Material for the task:
++++++++
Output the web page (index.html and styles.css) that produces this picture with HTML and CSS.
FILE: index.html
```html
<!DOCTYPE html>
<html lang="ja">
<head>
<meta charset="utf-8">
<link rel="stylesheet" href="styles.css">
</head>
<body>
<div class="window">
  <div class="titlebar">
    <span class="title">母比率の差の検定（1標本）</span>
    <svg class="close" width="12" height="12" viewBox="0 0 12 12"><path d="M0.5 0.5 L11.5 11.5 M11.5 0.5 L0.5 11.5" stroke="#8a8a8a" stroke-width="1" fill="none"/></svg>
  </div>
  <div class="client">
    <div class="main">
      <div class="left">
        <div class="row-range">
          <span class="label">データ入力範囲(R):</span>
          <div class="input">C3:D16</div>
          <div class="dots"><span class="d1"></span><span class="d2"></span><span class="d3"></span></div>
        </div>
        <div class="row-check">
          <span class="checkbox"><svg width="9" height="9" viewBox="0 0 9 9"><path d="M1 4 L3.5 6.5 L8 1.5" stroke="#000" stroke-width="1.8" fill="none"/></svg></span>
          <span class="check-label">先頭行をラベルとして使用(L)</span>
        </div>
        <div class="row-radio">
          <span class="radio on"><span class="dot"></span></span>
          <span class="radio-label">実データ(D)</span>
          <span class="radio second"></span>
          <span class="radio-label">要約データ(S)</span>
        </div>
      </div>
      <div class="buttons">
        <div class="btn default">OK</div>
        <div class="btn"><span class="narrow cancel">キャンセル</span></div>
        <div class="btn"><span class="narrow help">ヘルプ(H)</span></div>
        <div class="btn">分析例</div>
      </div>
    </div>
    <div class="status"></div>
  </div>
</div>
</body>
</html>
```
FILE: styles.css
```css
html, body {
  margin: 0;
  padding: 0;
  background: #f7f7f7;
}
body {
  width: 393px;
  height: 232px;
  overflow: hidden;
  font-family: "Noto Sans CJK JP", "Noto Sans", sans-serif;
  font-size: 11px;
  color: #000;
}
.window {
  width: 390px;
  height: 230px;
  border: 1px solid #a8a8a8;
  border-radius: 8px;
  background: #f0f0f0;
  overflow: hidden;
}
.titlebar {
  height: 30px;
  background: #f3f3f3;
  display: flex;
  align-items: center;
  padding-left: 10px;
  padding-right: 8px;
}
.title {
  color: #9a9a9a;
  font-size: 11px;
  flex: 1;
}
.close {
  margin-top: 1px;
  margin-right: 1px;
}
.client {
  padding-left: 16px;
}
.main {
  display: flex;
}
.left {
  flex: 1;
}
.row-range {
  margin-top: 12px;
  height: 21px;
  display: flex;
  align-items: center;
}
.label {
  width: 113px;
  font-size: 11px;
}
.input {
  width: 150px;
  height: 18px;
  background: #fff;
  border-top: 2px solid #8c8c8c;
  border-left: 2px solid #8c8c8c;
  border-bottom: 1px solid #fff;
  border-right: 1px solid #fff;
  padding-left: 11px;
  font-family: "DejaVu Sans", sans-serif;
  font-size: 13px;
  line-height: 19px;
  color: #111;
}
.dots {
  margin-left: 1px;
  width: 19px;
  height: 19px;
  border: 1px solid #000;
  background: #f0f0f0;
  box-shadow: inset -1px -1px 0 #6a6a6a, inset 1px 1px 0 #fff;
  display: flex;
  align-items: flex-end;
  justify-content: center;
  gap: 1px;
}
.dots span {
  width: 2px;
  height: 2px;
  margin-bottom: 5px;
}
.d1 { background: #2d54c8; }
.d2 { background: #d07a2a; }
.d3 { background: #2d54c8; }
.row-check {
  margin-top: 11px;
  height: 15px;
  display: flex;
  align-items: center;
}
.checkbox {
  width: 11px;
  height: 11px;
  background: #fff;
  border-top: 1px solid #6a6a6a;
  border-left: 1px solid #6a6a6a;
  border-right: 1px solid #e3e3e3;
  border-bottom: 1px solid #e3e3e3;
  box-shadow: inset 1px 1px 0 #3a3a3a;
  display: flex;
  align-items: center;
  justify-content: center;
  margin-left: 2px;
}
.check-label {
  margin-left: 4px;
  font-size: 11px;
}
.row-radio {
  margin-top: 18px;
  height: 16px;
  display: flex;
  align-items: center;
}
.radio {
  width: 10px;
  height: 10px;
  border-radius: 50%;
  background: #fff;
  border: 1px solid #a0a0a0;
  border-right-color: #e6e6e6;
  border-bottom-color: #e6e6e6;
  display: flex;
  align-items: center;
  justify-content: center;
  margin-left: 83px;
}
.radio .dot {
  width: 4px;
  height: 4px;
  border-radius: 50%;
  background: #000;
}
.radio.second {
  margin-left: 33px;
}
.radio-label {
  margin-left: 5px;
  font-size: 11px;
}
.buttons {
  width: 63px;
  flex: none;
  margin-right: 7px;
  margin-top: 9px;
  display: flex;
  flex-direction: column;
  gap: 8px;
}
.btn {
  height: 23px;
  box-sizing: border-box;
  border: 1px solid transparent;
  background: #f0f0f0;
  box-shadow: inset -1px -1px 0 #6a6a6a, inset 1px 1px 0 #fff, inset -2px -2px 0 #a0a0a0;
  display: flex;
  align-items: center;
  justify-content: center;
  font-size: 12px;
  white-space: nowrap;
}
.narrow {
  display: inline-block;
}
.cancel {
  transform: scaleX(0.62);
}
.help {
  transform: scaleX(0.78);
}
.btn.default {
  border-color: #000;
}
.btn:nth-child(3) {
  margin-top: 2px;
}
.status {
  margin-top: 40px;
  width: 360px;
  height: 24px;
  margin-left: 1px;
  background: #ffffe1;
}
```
++++++++
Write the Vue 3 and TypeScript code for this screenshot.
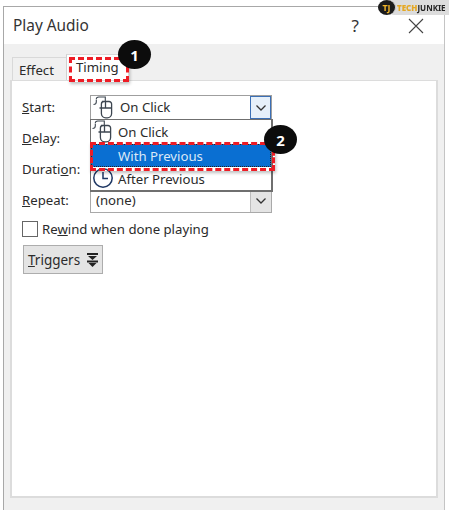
++++++++
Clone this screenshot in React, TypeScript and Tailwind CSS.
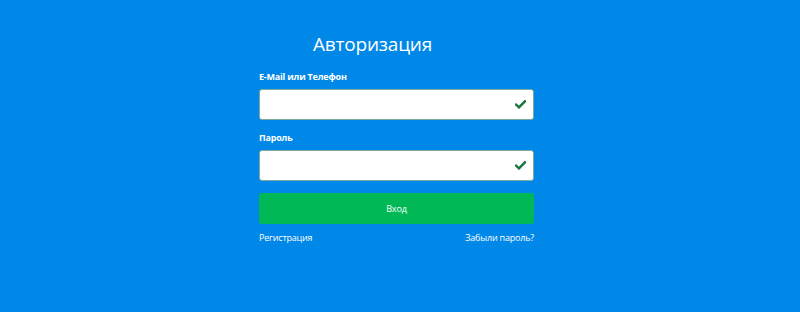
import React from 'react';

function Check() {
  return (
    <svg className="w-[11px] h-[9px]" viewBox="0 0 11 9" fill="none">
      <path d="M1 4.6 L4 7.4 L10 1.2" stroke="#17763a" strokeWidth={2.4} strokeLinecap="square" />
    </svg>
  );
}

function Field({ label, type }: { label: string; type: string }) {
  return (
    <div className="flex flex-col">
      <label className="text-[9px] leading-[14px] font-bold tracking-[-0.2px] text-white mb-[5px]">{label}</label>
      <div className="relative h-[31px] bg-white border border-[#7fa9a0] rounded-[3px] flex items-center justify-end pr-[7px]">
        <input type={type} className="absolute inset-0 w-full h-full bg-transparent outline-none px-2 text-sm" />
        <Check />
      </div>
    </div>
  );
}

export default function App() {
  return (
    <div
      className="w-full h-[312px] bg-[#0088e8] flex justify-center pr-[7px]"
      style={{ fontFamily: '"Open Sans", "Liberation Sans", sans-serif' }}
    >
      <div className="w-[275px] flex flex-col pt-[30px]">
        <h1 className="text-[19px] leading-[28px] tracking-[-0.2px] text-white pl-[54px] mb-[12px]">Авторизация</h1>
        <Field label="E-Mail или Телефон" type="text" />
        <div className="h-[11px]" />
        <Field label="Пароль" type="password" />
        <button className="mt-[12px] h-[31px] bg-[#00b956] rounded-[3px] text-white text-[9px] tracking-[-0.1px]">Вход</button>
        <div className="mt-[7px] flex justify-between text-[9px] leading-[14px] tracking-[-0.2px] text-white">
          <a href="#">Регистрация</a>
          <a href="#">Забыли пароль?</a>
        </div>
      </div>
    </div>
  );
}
++++++++
Task statement: Filter the data, keeping only the lines that contain "this".

The output:
Output the web page (index.html and styles.css) that produces this picture with HTML and CSS.
Write the Vue 3 and TypeScript code for this screenshot.
Clone this screenshot in React, TypeScript and Tailwind CSS.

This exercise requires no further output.